M&T defends 12% increase in costs

Higher expenses and several one-time items took a bite out of M&T Bank's second-quarter profits.

Chief Financial Officer Darren King said the Buffalo, N.Y., bank would be “examining our spending as we look forward,” but also defended some of that spending — including hiring of new tech staff — as a necessary cost of doing business.

Cost items that rose ini 2Q19 at M&T Bank

“We've got to spend to keep in the game, to stay competitive and to react to the changes that are happening in all of our businesses,” he said on a conference call with analysts Thursday.

He also said, during a discussion about macroeconomic pressures on margins: “We’re also not going to shortchange the investments we need to make in the business for the sake of a couple quarters of positive operating leverage.”

Noninterest expenses rose 12% from a year earlier to $894 million, including a 9% increase in salaries and employee benefits to $456 million. King said that salaries rose primarily because M&T has been adding to its tech staff. It favors in-house personnel for these key jobs, he said, because they are more likely to stick around than contract workers.

“As technology continues to become a bigger part of banking, then you want to control that resource and not have it walk out the door into someone else's operations the next day because they're an outside contractor,” he said.

The higher costs contributed to a 4% decline in quarterly profits at the $121.6 billion-asset bank, to $473 million. Earnings per share of $3.34 missed by 35 cents the consensus estimate of analysts tracked by FactSet Research Systems.

Another big contributor was M&T's agreement this month to sell its interest in an asset manager it acquired along with Wilmington Trust Corp. in 2011. M&T said the method of accounting for the sale ultimately reduced net income by $36 million, or 27 cents per share. M&T also had a $9 million valuation reserve on some mortgage servicing rights that reduced its net income.

Meanwhile, King discussed upcoming branch reductions in the Philadelphia market; the bank plans to close 13 of 30 branches there. King said M&T has had particular success with small-business customers in that market and is keeping its branches there that are most popular with those customers.

There were some upbeat sides to M&T's results, too.

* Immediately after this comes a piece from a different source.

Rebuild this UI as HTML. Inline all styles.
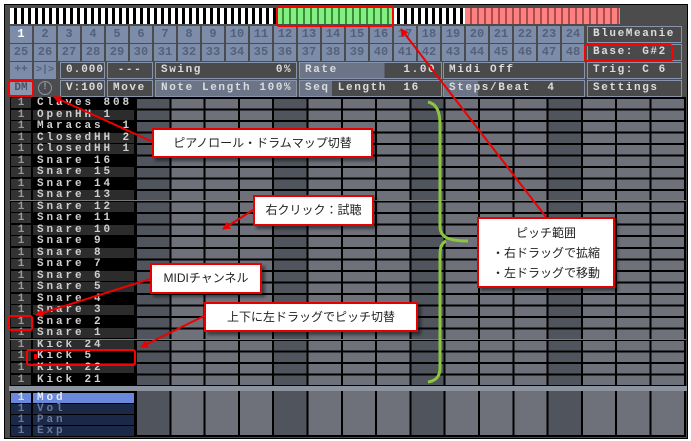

Net interest income increased 3% to $10.5 billion, and its net interest margin widened 8 basis points from the second quarter of last year. Loans grew about 2% to $89.9 billion. Consumer lending rose 8% to $14.5 billion, and commercial-and-industrial lending expanded 7% to $23.4 billion.

Noninterest income expanded 12% to $512 million, lifted by stronger mortgage banking revenues, trading account and foreign exchange gains, and trust income.

M&T increased its total deposits 2.7% to $91.7 billion.

King said that management anticipates loans to rise at a low-single-digit rate through the end of the year and for fee income to grow at mid-single-digit rates.

However, he also said that M&T anticipates each 25-basis-point rate cut by the Federal Reserve could shrink the bank's margins by 5 to 8 basis points over the following 12 months. The potential for future rate cuts complicates the picture for 2020, King said in declining to set firm targets for next year.

The bank also boosted its provision for credit losses to $55 million, compared with $22 million a year earlier and $35 million in the first quarter. Net charge-offs doubled to $44 million compared with the same period last year and represented 0.20% of average annualized loans. King said the rise in net charge-offs brought the bank closer to normal levels, rather than indicating any credit quality problems. He said the increased provision for credit losses was needed to cover loan growth.

At 56%, M&T’s efficiency ratio worsened compared with a year earlier, but improved 16 basis points from the prior quarter, when it recorded an additional $50 million in legal reserves.